Dance Prone is the second novel by New Zealand author David Coventry. Released in July 2020, the novel examines the post-hardcore scene in the US during the mid-1980s and the traumatic effects of sexual abuse met upon several of the novels characters over the following decades. 'Filtered through a screen of trauma and amnesia' the novel is 'part whodunnit, and part philosophical voyage.'

== Style and themes ==
Coventry has stated in interviews the novel is an attempt to further explore his investigations into memory initially explored in his debut, The Invisible Mile. 'Across its 400–odd pages, Dance Prone disrupts linear time and jumps between 1985 and the early 21st century, with chapters ranging from 2002 to 2020. In other words, we see the main characters in their 20s and then ageing into their 40s and 50s.
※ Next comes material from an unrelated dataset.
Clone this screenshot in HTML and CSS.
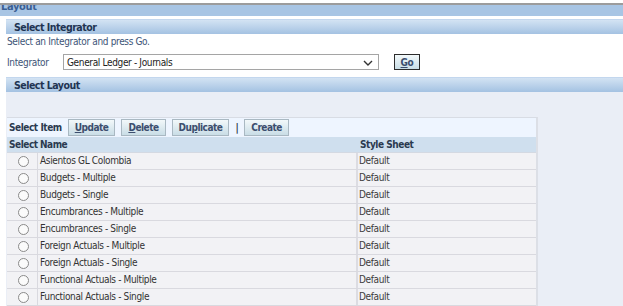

Ageing and memory are key preoccupations of this novel.' In his review of the novel, John Duke states the question of violence, memory and its unreliability run throughout the book as Coventry uses music to address bigger concerns dealing with trauma, stating with in the narrative 'the act of remembering can turn into a form of trauma in itself.' With music at times acting as a stand in for the machinations of memory, memory is portrayed as at once destructive and creative. The novel uses elliptical language games to confront wider philosophical issues outside of the narrative itself. With each song in the book standing in for an act of memory, the performance of the music ritualizes the destruction of old memories and consecrates the new. The deconstructive trust of this portrayal enables memory to have a physical trace in both the bodies of the performers and the audience. This is explicit on the language forms the author uses to eke out the narrative. According to Annaleese Jochems: 'Much of the novel is written in pushing, intestinal sentences. Each word feels carefully chosen; the density and drive of the novel’s language give a great sense of force and urgency.... Coventry engages the blind, helpless evil behind the perpetrator’s actions with thought and empathy, at no cost to our sense of the inestimable hurt suffered by the victims.'

== Reception ==
The novel has been well received, with mainly favourable reviews. In the New Zealand Herald, David Herkt stated that the novel is 'profound… Pitch-perfect and nuanced. As Dance Prone proves, Coventry’s work is some of the finest in recent New Zealand literature. His explorations of music and art are remarkable. His characters live and resound. The American Midwest, the city square of Jemaa el-Fna in Marrakech, and the coast near Red Rocks in Wellington are all landscapes evoked with clarity…. Extraordinary and remarkable.' For the Readingroom Annaleese Jochems remarked "The blood, desire, pain and loss – as well as Conrad’s eventual contentment – all of it feels true, because of the novel’s volatile physicality, and the unshrinking vulnerability of its narrator. More than anything I’ve read in ages, Dance Prone feels real." In her review Josie Shapiro stated that "Dance Prone is a novel that interrogates music and it’s [sic] capacity for producing societal change, the bonds of friendship and family, and the manner in which we avoid confronting ourselves with the truth. …. I had a sense that if I could unlock one sentence, then I might discover the meaning of the whole novel, or perhaps the meaning of life. … Coventry is committed to writing fiction that’s gritty and raw and true."